The scientific study of speech and language is being transformed by new techniques for imaging the activities of the intact human brain, and by inputs from neurobiological sources – in particular neurophysiological and neuroanatomical research into auditory processing structures and pathways in non-human primates.

These developments are likely to lead to major breakthroughs over the next two decades in our scientific understanding of these crucial human capacities, and offer the potential for a detailed neuroscientific analysis of a major natural cognitive system. A key enabling component of these potential breakthroughs will be the ability to build detailed computational models of speech and language processing systems.

At the same time, over two decades of quite independent development, research into Automatic Speech Recognition (ASR), primarily within the Hidden Markov Model (HMM) framework, has led to the availability of commercially successful speech recognition systems able to work effectively in limited domains. These advances are built on powerful techniques for statistical modelling of the language system and of the complex acoustic information that distinguishes among the core set of speech sounds (phones) necessary for word identification. But despite these achievements, current ASR technology is still fragile in noisy environments, cannot easily adapt to new dialects and still struggles to handle continuous spontaneous speech, where language is used in its natural communicative context. These continuing difficulties suggest it may be timely to revisit neuro-biologically based solutions to robust real-time speech comprehension.

We propose to re-examine the relationship between research into human speech and language and research in ASR – in particular in the domain of Continuous Speech Recognition (CSR). Our overall goal (open question, grand challenge) is to construct a neuro-biologically realistic, computationally specific account of the human speech and language system. This will not only address fundamental scientific issues in the science of cognitive systems, but will also help to inform the development of future ASR systems.

There are several important areas that will need to be explored in the achievement of this goal, and where fruitful two-way traffic between the two communities can be expected. There are, for example, critical issues in the comparative functional architecture of the natural and artificial systems. How, for example, does the human system organise itself, as a neuro-biological system, to integrate top-down and bottom-up information as it synthesises a successful analysis of the speech stream? Is higher-level feedback used to optimise feature coding of the acoustic waveform, and does this have implications for machine recognition? A related issue is whether the strictly phone-based organisation of current ASR systems, where the primary goal is to map from acoustic information to a small set of phones, has any direct correspondence in the human system.

Another set of issues concern the relationship between HMM-based processes and neuro-biological processes. To what extent, for example, are the characteristics of human processors determined by the statistical properties of the speech input? If, as seems likely, learning from statistical regularity is important to the human system, then are these regularities being abstracted and represented in ways that are comparable to current ASR/CSR systems? If they are not comparable, then what sort of statistical models would be needed to model the human system and how can they be implemented?

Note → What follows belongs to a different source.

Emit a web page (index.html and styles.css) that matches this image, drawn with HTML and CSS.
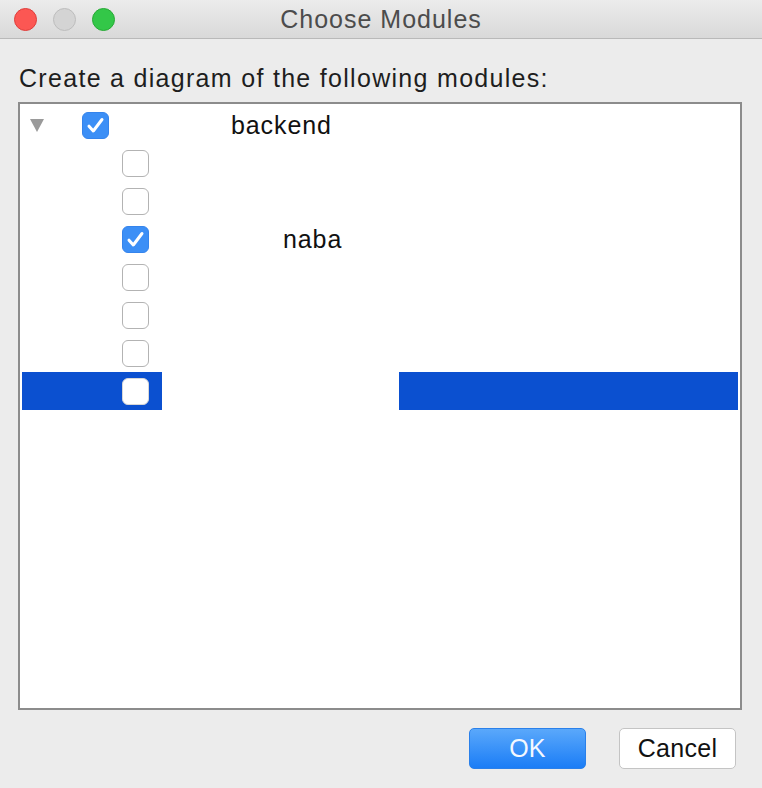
FILE: index.html
```html
<!DOCTYPE html>
<html>
<head>
<meta charset="utf-8">
<link rel="stylesheet" href="styles.css">
</head>
<body>
<div class="window">
  <div class="titlebar">
    <div class="lights">
      <span class="light red"></span>
      <span class="light grey"></span>
      <span class="light green"></span>
    </div>
    <div class="title">Choose Modules</div>
  </div>
  <div class="content">
    <div class="label">Create a diagram of the following modules:</div>
    <div class="list">
      <div class="row">
        <span class="twisty"></span>
        <span class="cb checked"><svg viewBox="0 0 27 27"><path d="M7 14.2 L11.3 19 L20 7.5" fill="none" stroke="#fff" stroke-width="3" stroke-linecap="round" stroke-linejoin="round"/></svg></span>
        <span class="name root">backend</span>
      </div>
      <div class="row child"><span class="cb"></span></div>
      <div class="row child"><span class="cb"></span></div>
      <div class="row child">
        <span class="cb checked"><svg viewBox="0 0 27 27"><path d="M7 14.2 L11.3 19 L20 7.5" fill="none" stroke="#fff" stroke-width="3" stroke-linecap="round" stroke-linejoin="round"/></svg></span>
        <span class="name naba">naba</span>
      </div>
      <div class="row child"><span class="cb"></span></div>
      <div class="row child"><span class="cb"></span></div>
      <div class="row child"><span class="cb"></span></div>
      <div class="row child selected">
        <span class="cb white"></span>
        <span class="redact"></span>
      </div>
    </div>
    <div class="buttons">
      <button class="btn ok">OK</button>
      <button class="btn cancel">Cancel</button>
    </div>
  </div>
</div>
</body>
</html>
```
FILE: styles.css
```css
html, body {
  margin: 0;
  padding: 0;
  background: #ececec;
}
body {
  font-family: "Liberation Sans", Arial, sans-serif;
  color: #1a1a1a;
}
.window {
  width: 762px;
  height: 788px;
  display: flex;
  flex-direction: column;
  background: #ececec;
}
.titlebar {
  height: 38px;
  flex: none;
  display: flex;
  align-items: center;
  background: linear-gradient(#ececec, #d9d9d9);
  border-bottom: 1px solid #b9b9b9;
  position: relative;
}
.lights {
  display: flex;
  gap: 16px;
  padding-left: 14px;
}
.light {
  width: 23px;
  height: 23px;
  border-radius: 50%;
  box-sizing: border-box;
}
.light.red { background: #fc5753; border: 1px solid #df3d3a; }
.light.grey { background: #d4d4d4; border: 1px solid #bdbdbd; }
.light.green { background: #33c748; border: 1px solid #27aa35; }
.title {
  position: absolute;
  left: 0;
  right: 0;
  top: 0;
  height: 38px;
  line-height: 38px;
  text-align: center;
  font-size: 25px;
  letter-spacing: 1px;
  color: #4c4c4c;
  pointer-events: none;
}
.content {
  flex: 1;
  display: flex;
  flex-direction: column;
  padding: 0 20px 0 18px;
}
.label {
  font-size: 25px;
  letter-spacing: 1.3px;
  margin-top: 23px;
  padding-left: 1px;
  height: 40px;
  line-height: 32px;
  color: #1e1e1e;
}
.list {
  height: 608px;
  box-sizing: border-box;
  border: 2px solid #8c8c8c;
  background: #fff;
  padding: 2px 2px 0 2px;
  display: flex;
  flex-direction: column;
}
.row {
  height: 38px;
  flex: none;
  display: flex;
  align-items: center;
}
.twisty {
  width: 0;
  height: 0;
  margin-left: 8px;
  border-left: 7px solid transparent;
  border-right: 7px solid transparent;
  border-top: 13px solid #9a9a9a;
  margin-top: 1px;
}
.row > .twisty + .cb { margin-left: 38px; }
.child .cb { margin-left: 100px; }
.cb {
  width: 27px;
  height: 27px;
  box-sizing: border-box;
  border: 1px solid #b3b3b3;
  border-radius: 6px;
  background: #fff;
  flex: none;
  display: flex;
  align-items: center;
  justify-content: center;
}
.cb svg { width: 27px; height: 27px; display: block; flex: none; }
.cb.checked {
  background: #3c8ff6;
  border-color: #3584ec;
}
.cb.white {
  border-color: #d7d7d7;
}
.name {
  font-size: 25px;
  letter-spacing: 0.9px;
  color: #111;
}
.name.root { margin-left: 122px; }
.name.naba { margin-left: 134px; }
.selected {
  background: #0b50d0;
}
.redact {
  width: 237px;
  height: 38px;
  background: #fff;
  margin-left: 13px;
}
.buttons {
  display: flex;
  justify-content: flex-end;
  gap: 33px;
  margin-top: 18px;
  padding-right: 6px;
}
.btn {
  font-family: "Liberation Sans", Arial, sans-serif;
  font-size: 25px;
  letter-spacing: 0.3px;
  height: 41px;
  border-radius: 5px;
  padding: 0;
}
.ok {
  width: 117px;
  color: #f4f8ff;
  background: linear-gradient(#5aa8fb, #1b7df6);
  border: 1px solid #2a80ea;
}
.cancel {
  width: 117px;
  color: #111;
  background: #fff;
  border: 1px solid #c4c4c4;
}
```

These are just a few examples of possible points of contact between the two fields. Our goal over the next three months, through a series of joint workshops and discussions, is to refine and expand this list, and to develop a more articulated definition of a Foresight Grand Challenge in the domain of speech and language. An initial workshop is already being scheduled.

From the life sciences perspective, a neuro-cognitive account of human language function is one of the most important and exciting scientific challenges for the next two decades. Advances in this domain will have implications not only for our understanding of the neural bases of cognition in general, but also for a host of language-related applications. The most important of these is likely to be the treatment and remediation of disorders of language function, both developmental and acquired.

From the engineering viewpoint, it is clear that despite substantial progress over the last few years, human speech recognition performance still greatly exceeds that achievable by machine. A deeper understanding of how human speech understanding works should make a significant contribution to closing that gap. In the long term this is vital if we are to ever build truly natural human-computer interfaces.